Your objective: Provide an exact copy of the data, excluding the images.

★ ★ ★

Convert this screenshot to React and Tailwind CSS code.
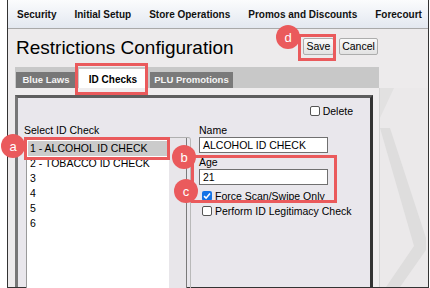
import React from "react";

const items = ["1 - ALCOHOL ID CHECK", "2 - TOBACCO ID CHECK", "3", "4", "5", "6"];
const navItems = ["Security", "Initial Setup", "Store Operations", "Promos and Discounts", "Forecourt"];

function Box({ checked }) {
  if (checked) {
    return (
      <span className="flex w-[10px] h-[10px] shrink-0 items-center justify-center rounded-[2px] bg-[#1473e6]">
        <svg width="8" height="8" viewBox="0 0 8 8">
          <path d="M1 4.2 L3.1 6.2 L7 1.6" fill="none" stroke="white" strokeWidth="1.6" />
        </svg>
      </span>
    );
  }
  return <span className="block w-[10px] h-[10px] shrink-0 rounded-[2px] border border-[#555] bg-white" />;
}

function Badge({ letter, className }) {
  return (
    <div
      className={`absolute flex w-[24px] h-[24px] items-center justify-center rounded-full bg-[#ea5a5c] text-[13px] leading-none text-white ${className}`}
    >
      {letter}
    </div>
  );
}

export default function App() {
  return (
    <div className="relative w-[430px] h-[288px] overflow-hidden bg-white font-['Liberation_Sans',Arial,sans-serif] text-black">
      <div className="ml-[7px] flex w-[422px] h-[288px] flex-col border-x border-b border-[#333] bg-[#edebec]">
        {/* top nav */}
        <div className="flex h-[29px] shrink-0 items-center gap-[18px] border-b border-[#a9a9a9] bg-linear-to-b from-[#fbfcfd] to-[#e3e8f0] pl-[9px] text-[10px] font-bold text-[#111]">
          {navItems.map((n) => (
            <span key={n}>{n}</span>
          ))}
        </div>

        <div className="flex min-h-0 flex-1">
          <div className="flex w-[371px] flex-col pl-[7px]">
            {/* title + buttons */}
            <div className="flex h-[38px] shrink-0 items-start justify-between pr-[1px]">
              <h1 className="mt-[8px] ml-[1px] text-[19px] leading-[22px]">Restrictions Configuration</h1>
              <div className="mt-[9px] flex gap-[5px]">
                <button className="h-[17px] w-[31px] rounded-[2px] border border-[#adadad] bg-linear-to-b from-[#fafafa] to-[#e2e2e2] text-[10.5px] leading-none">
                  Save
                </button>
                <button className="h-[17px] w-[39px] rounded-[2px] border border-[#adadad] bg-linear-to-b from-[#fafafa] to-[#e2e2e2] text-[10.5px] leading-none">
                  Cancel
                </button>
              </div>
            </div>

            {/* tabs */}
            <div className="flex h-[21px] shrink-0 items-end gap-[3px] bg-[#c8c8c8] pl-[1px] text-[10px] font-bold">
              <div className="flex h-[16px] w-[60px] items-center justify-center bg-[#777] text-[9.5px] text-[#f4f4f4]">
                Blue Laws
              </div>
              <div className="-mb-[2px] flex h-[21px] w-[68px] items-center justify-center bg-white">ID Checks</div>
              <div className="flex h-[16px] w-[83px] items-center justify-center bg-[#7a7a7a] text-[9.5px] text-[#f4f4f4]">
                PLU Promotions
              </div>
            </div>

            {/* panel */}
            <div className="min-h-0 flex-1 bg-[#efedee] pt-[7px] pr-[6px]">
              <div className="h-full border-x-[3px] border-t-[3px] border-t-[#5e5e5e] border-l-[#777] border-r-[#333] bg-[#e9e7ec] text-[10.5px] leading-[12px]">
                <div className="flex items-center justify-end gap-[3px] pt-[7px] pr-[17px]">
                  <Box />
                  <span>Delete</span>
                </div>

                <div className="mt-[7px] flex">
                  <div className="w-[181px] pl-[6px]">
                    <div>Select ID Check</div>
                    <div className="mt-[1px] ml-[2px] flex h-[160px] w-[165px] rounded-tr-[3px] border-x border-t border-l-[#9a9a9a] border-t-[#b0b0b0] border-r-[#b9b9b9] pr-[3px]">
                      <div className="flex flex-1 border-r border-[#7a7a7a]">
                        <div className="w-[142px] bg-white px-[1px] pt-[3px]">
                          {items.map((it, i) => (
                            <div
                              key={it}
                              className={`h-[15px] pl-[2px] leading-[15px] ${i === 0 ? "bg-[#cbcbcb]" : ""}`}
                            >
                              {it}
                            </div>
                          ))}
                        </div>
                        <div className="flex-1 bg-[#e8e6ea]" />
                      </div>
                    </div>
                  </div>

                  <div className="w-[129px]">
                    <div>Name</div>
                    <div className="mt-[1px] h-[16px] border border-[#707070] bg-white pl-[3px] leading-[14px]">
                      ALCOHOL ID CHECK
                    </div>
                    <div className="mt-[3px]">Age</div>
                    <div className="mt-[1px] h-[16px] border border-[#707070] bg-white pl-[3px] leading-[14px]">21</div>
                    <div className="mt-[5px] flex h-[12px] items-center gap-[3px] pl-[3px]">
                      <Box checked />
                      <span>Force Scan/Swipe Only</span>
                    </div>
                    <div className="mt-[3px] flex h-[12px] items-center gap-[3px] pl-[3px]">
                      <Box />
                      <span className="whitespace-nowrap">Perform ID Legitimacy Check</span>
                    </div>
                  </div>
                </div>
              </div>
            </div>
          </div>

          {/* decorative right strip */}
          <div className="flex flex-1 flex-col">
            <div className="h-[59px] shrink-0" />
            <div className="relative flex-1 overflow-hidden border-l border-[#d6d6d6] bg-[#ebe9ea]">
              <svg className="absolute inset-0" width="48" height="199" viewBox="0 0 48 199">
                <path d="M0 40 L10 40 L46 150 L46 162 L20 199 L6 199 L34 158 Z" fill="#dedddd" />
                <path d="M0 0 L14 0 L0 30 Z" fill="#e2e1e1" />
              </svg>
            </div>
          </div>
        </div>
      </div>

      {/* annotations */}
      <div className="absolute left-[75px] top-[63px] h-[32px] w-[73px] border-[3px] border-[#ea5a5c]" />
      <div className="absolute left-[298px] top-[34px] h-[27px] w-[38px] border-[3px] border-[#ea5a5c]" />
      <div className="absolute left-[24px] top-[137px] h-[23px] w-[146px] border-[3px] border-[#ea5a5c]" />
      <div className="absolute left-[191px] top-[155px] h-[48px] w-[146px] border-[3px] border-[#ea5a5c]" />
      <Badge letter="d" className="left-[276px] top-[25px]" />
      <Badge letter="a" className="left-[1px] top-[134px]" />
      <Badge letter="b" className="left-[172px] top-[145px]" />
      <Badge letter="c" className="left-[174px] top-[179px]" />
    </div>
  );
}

★ ★ ★

Task answer:
Convert this screenshot to React and Tailwind CSS code.
import React from "react";

const items = ["1 - ALCOHOL ID CHECK", "2 - TOBACCO ID CHECK", "3", "4", "5", "6"];
const navItems = ["Security", "Initial Setup", "Store Operations", "Promos and Discounts", "Forecourt"];

function Box({ checked }) {
  if (checked) {
    return (
      <span className="flex w-[10px] h-[10px] shrink-0 items-center justify-center rounded-[2px] bg-[#1473e6]">
        <svg width="8" height="8" viewBox="0 0 8 8">
          <path d="M1 4.2 L3.1 6.2 L7 1.6" fill="none" stroke="white" strokeWidth="1.6" />
        </svg>
      </span>
    );
  }
  return <span className="block w-[10px] h-[10px] shrink-0 rounded-[2px] border border-[#555] bg-white" />;
}

function Badge({ letter, className }) {
  return (
    <div
      className={`absolute flex w-[24px] h-[24px] items-center justify-center rounded-full bg-[#ea5a5c] text-[13px] leading-none text-white ${className}`}
    >
      {letter}
    </div>
  );
}

export default function App() {
  return (
    <div className="relative w-[430px] h-[288px] overflow-hidden bg-white font-['Liberation_Sans',Arial,sans-serif] text-black">
      <div className="ml-[7px] flex w-[422px] h-[288px] flex-col border-x border-b border-[#333] bg-[#edebec]">
        {/* top nav */}
        <div className="flex h-[29px] shrink-0 items-center gap-[18px] border-b border-[#a9a9a9] bg-linear-to-b from-[#fbfcfd] to-[#e3e8f0] pl-[9px] text-[10px] font-bold text-[#111]">
          {navItems.map((n) => (
            <span key={n}>{n}</span>
          ))}
        </div>

        <div className="flex min-h-0 flex-1">
          <div className="flex w-[371px] flex-col pl-[7px]">
            {/* title + buttons */}
            <div className="flex h-[38px] shrink-0 items-start justify-between pr-[1px]">
              <h1 className="mt-[8px] ml-[1px] text-[19px] leading-[22px]">Restrictions Configuration</h1>
              <div className="mt-[9px] flex gap-[5px]">
                <button className="h-[17px] w-[31px] rounded-[2px] border border-[#adadad] bg-linear-to-b from-[#fafafa] to-[#e2e2e2] text-[10.5px] leading-none">
                  Save
                </button>
                <button className="h-[17px] w-[39px] rounded-[2px] border border-[#adadad] bg-linear-to-b from-[#fafafa] to-[#e2e2e2] text-[10.5px] leading-none">
                  Cancel
                </button>
              </div>
            </div>

            {/* tabs */}
            <div className="flex h-[21px] shrink-0 items-end gap-[3px] bg-[#c8c8c8] pl-[1px] text-[10px] font-bold">
              <div className="flex h-[16px] w-[60px] items-center justify-center bg-[#777] text-[9.5px] text-[#f4f4f4]">
                Blue Laws
              </div>
              <div className="-mb-[2px] flex h-[21px] w-[68px] items-center justify-center bg-white">ID Checks</div>
              <div className="flex h-[16px] w-[83px] items-center justify-center bg-[#7a7a7a] text-[9.5px] text-[#f4f4f4]">
                PLU Promotions
              </div>
            </div>

            {/* panel */}
            <div className="min-h-0 flex-1 bg-[#efedee] pt-[7px] pr-[6px]">
              <div className="h-full border-x-[3px] border-t-[3px] border-t-[#5e5e5e] border-l-[#777] border-r-[#333] bg-[#e9e7ec] text-[10.5px] leading-[12px]">
                <div className="flex items-center justify-end gap-[3px] pt-[7px] pr-[17px]">
                  <Box />
                  <span>Delete</span>
                </div>

                <div className="mt-[7px] flex">
                  <div className="w-[181px] pl-[6px]">
                    <div>Select ID Check</div>
                    <div className="mt-[1px] ml-[2px] flex h-[160px] w-[165px] rounded-tr-[3px] border-x border-t border-l-[#9a9a9a] border-t-[#b0b0b0] border-r-[#b9b9b9] pr-[3px]">
                      <div className="flex flex-1 border-r border-[#7a7a7a]">
                        <div className="w-[142px] bg-white px-[1px] pt-[3px]">
                          {items.map((it, i) => (
                            <div
                              key={it}
                              className={`h-[15px] pl-[2px] leading-[15px] ${i === 0 ? "bg-[#cbcbcb]" : ""}`}
                            >
                              {it}
                            </div>
                          ))}
                        </div>
                        <div className="flex-1 bg-[#e8e6ea]" />
                      </div>
                    </div>
                  </div>

                  <div className="w-[129px]">
                    <div>Name</div>
                    <div className="mt-[1px] h-[16px] border border-[#707070] bg-white pl-[3px] leading-[14px]">
                      ALCOHOL ID CHECK
                    </div>
                    <div className="mt-[3px]">Age</div>
                    <div className="mt-[1px] h-[16px] border border-[#707070] bg-white pl-[3px] leading-[14px]">21</div>
                    <div className="mt-[5px] flex h-[12px] items-center gap-[3px] pl-[3px]">
                      <Box checked />
                      <span>Force Scan/Swipe Only</span>
                    </div>
                    <div className="mt-[3px] flex h-[12px] items-center gap-[3px] pl-[3px]">
                      <Box />
                      <span className="whitespace-nowrap">Perform ID Legitimacy Check</span>
                    </div>
                  </div>
                </div>
              </div>
            </div>
          </div>

          {/* decorative right strip */}
          <div className="flex flex-1 flex-col">
            <div className="h-[59px] shrink-0" />
            <div className="relative flex-1 overflow-hidden border-l border-[#d6d6d6] bg-[#ebe9ea]">
              <svg className="absolute inset-0" width="48" height="199" viewBox="0 0 48 199">
                <path d="M0 40 L10 40 L46 150 L46 162 L20 199 L6 199 L34 158 Z" fill="#dedddd" />
                <path d="M0 0 L14 0 L0 30 Z" fill="#e2e1e1" />
              </svg>
            </div>
          </div>
        </div>
      </div>

      {/* annotations */}
      <div className="absolute left-[75px] top-[63px] h-[32px] w-[73px] border-[3px] border-[#ea5a5c]" />
      <div className="absolute left-[298px] top-[34px] h-[27px] w-[38px] border-[3px] border-[#ea5a5c]" />
      <div className="absolute left-[24px] top-[137px] h-[23px] w-[146px] border-[3px] border-[#ea5a5c]" />
      <div className="absolute left-[191px] top-[155px] h-[48px] w-[146px] border-[3px] border-[#ea5a5c]" />
      <Badge letter="d" className="left-[276px] top-[25px]" />
      <Badge letter="a" className="left-[1px] top-[134px]" />
      <Badge letter="b" className="left-[172px] top-[145px]" />
      <Badge letter="c" className="left-[174px] top-[179px]" />
    </div>
  );
}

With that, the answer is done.